Specifically, Rite Aid reported blowout third-quarter numbers in late December that included positive revenue growth for the first time in a year, and profit margin expansion for the first time in several years.
Investors extrapolated from the uniquely positive results that new management’s turnaround initiatives are starting to take hold. RAD stock nearly tripled from $8 to over $20 in just a few days.
But, when it comes to this big rally in Rite Aid stock, I’d tread carefully.

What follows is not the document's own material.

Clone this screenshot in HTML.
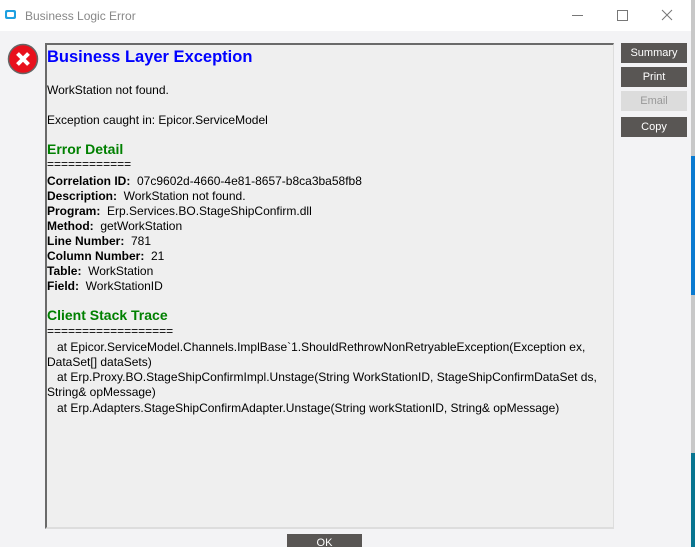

Although Rite Aid’s third-quarter numbers were better than usual, they still weren’t good. Revenues and margins barely rose. And, while management is doing the right things to stabilize sales and margins, the company is cash-strapped. Further changes will be executed with limited resources. That’s not a recipe for success, especially when competitors CVS (NYSE:CVS) and Walgreens (NASDAQ:WBA) have far more resources.
It’s also concerning that CVS appears to be firing on all cylinders with its new HealthHUBs. That presumably means CVS is stealing traffic from Rite Aid. At the same time, it’s concerning that Rite Aid stock trades at 50-times next year’s earnings estimates. That’s a huge multiple for a struggling pharmacy retail stock.

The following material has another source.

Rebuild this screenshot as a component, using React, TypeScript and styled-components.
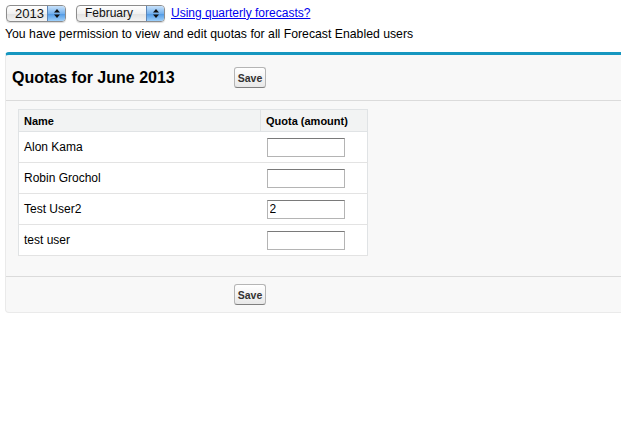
import React from "react";
import styled, { createGlobalStyle } from "styled-components";

const Global = createGlobalStyle`
  html, body { margin: 0; padding: 0; background: #fff; overflow-x: hidden; }
  body { font-family: "Liberation Sans", Arial, sans-serif; color: #000; }
`;

const Page = styled.div`
  padding: 4px 0 0 5px;
`;

const TopBar = styled.div`
  display: flex;
  align-items: center;
  padding-left: 1px;
  height: 18px;
`;

const SelectBox = styled.div<{ $w: number; $mr: number }>`
  width: ${(p) => p.$w}px;
  height: 17px;
  margin-right: ${(p) => p.$mr}px;
  box-sizing: border-box;
  border: 1px solid #8d8d8d;
  border-radius: 4px;
  background: linear-gradient(#ffffff, #f1f1f1 50%, #e2e2e2 51%, #f4f4f4);
  display: flex;
  align-items: stretch;
  overflow: hidden;
  box-shadow: 0 1px 1px rgba(0, 0, 0, 0.15);
`;

const SelectLabel = styled.span<{ $fs: number }>`
  flex: 1;
  font-size: ${(p) => p.$fs}px;
  line-height: 15px;
  padding-left: 8px;
  color: #111;
`;

const SelectArrow = styled.span`
  width: 17px;
  border-left: 1px solid #5d86b8;
  background: linear-gradient(#c8e2fb, #76b2ee 50%, #4d97e4 51%, #9ed0fb);
  display: flex;
  align-items: center;
  justify-content: center;
`;

const Link = styled.a`
  font-size: 12px;
  color: #0000ee;
  text-decoration: underline;
  line-height: 15px;
`;

const Notice = styled.div`
  font-size: 12.25px;
  line-height: 14px;
  margin-top: 5px;
`;

const Panel = styled.div`
  margin-top: 11px;
  margin-right: -6px;
  background: #f8f8f8;
  border-top: 3px solid #1797c0;
  border-left: 1px solid #eaeaea;
  border-bottom: 1px solid #eaeaea;
  border-radius: 4px;
`;

const PanelHeader = styled.div`
  display: flex;
  align-items: center;
  height: 45px;
  border-bottom: 1px solid #dbdbdb;
  padding-left: 6px;
`;

const Title = styled.h2`
  margin: 0;
  width: 222px;
  font-size: 16px;
  font-weight: bold;
  line-height: 18px;
`;

const Button = styled.button`
  width: 32px;
  height: 21px;
  padding: 0;
  font-family: "Liberation Sans", Arial, sans-serif;
  font-size: 10.5px;
  font-weight: bold;
  color: #333;
  border: 1px solid #b5b5b5;
  border-bottom-color: #7f7f7f;
  border-radius: 3px;
  background: linear-gradient(#ffffff, #f4f4f4 50%, #e8e8e8);
`;

const PanelBody = styled.div`
  padding: 8px 0 20px 12px;
`;

const Table = styled.table`
  border-collapse: collapse;
  width: 350px;
  background: #fff;
  border: 1px solid #e0e3e5;
`;

const Th = styled.th<{ $w?: number }>`
  background: #f2f3f3;
  text-align: left;
  font-size: 11px;
  font-weight: bold;
  color: #000;
  height: 21px;
  padding: 0 5px;
  border-bottom: 1px solid #e0e3e5;
  border-right: 1px solid #e0e3e5;
  ${(p) => (p.$w ? `width: ${p.$w}px;` : "")}
`;

const Td = styled.td`
  font-size: 12px;
  height: 30px;
  padding: 0 5px;
  border-bottom: 1px solid #e3e3e3;
`;

const QuotaInput = styled.input`
  box-sizing: border-box;
  width: 78px;
  height: 19px;
  margin-left: 1px;
  padding: 1px 2px;
  font-family: "Liberation Sans", Arial, sans-serif;
  font-size: 12px;
  border: 1px solid #b4b4b4;
  border-top-color: #7a7a7a;
  background: #fff;
  display: block;
`;

const PanelFooter = styled.div`
  display: flex;
  align-items: center;
  height: 35px;
  border-top: 1px solid #dbdbdb;
  padding-left: 228px;
`;

const Arrows = () => (
  <svg width="8" height="11" viewBox="0 0 8 11">
    <path d="M4 1 L7 4.5 H1 Z" fill="#111" />
    <path d="M4 10 L7 6.5 H1 Z" fill="#111" />
  </svg>
);

const rows = [
  { name: "Alon Kama", value: "" },
  { name: "Robin Grochol", value: "" },
  { name: "Test User2", value: "2" },
  { name: "test user", value: "" },
];

export default function App() {
  return (
    <Page>
      <Global />
      <TopBar>
        <SelectBox $w={60} $mr={10}>
          <SelectLabel $fs={13}>2013</SelectLabel>
          <SelectArrow>
            <Arrows />
          </SelectArrow>
        </SelectBox>
        <SelectBox $w={89} $mr={6}>
          <SelectLabel $fs={12}>February</SelectLabel>
          <SelectArrow>
            <Arrows />
          </SelectArrow>
        </SelectBox>
        <Link href="#">Using quarterly forecasts?</Link>
      </TopBar>
      <Notice>You have permission to view and edit quotas for all Forecast Enabled users</Notice>
      <Panel>
        <PanelHeader>
          <Title>Quotas for June 2013</Title>
          <Button>Save</Button>
        </PanelHeader>
        <PanelBody>
          <Table>
            <thead>
              <tr>
                <Th $w={231}>Name</Th>
                <Th>Quota (amount)</Th>
              </tr>
            </thead>
            <tbody>
              {rows.map((r) => (
                <tr key={r.name}>
                  <Td>{r.name}</Td>
                  <Td>
                    <QuotaInput defaultValue={r.value} />
                  </Td>
                </tr>
              ))}
            </tbody>
          </Table>
        </PanelBody>
        <PanelFooter>
          <Button>Save</Button>
        </PanelFooter>
      </Panel>
    </Page>
  );
}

In other words, a lot of turnaround hope is priced into shares, and I’m not sure all that hope is warranted.
Rite Aid Still Has Problems
Rite Aid’s problems didn’t just disappear because the company reported positive revenue growth and margin expansion in its third-quarter earnings report.
Sure, the new management team is doing everything they should be doing, which is changing the company from head-to-toe. They are revamping stores, overhauling the company’s digital operations, expanding omnichannel capabilities, improving pharmacist-client relations, and expanding an in-store-pickup partnership with Amazon (NASDAQ:AMZN). These changes are working.
But, even with all those changes, revenues rose just 0.2% year-over-year, while profit margins expanded less than 30 basis points. Next quarter, revenues are expected to rise by more than 1%. But, profit margins are expected to compress.
And that’s the big problem with Rite Aid. For years, this company has slid into retail pharmacy irrelevancy. In order to spring back into relevancy and drive positive revenue growth, the company is going to have to make some big changes and investments.
That requires a lot of cash, which Rite Aid doesn’t have much of (only $290 million in cash on the balance sheet, with negative cash flows over the past 12 months). It also requires an increase in opex, which means Rite Aid’s margins will likely go back to falling over the next few quarters.
So, going forward, Rite Aid is going to have to cut into its already cash-strapped balance sheet and pull down its already low-profit margins. There’s no guarantee that these changes will drive positive sales growth. And, any sales growth they do drive, will likely be very mild.
Big picture — this is a slow turnaround on unsure footing. But, you would never guess that by looking at Rite Aid stock.
Rite Aid Stock Is Expensive
According to Wall Street consensus estimates, Rite Aid projects to do about 28 cents in earnings per share in fiscal 2021 (calendar 2020). Rite Aid stock presently trades hands at $13.50. That means this stock is trading at nearly 50-times next year’s earnings estimates.
That’s a huge multiple. According to Yardeni Research, drug retail stocks normally trade around 9-times forward earnings. Clearly, a lot of optimism regarding management’s ability to turn this sinking ship around is priced into the stock.
That optimism appears misplaced. This turnaround is moving at a snail’s pace. It’s fueled by big investments, yet management doesn’t have enough resources to keep funding big investments. Competitors have a ton of momentum right now, and much deeper pockets to accelerate that momentum. Margin headwinds are projected to stick around for at least the next few quarters.
Overall, this doesn’t feel like a stock that should be trading at 50-times next year’s earnings estimates. So, from a valuation perspective alone, I’d caution against chasing the recent rally in Rite Aid stock.
Bottom Line on RAD Stock
Things are getting better at Rite Aid. But not that much better. This is a specialty pharmacy retailer that should be able to stabilize sales and margins over the next few years. But, what’s priced into the stock at this point in time is so much more than that, and that makes shares unnecessarily risky at current levels.
As of this writing, Luke Lango did not hold a position in any of the aforementioned securities.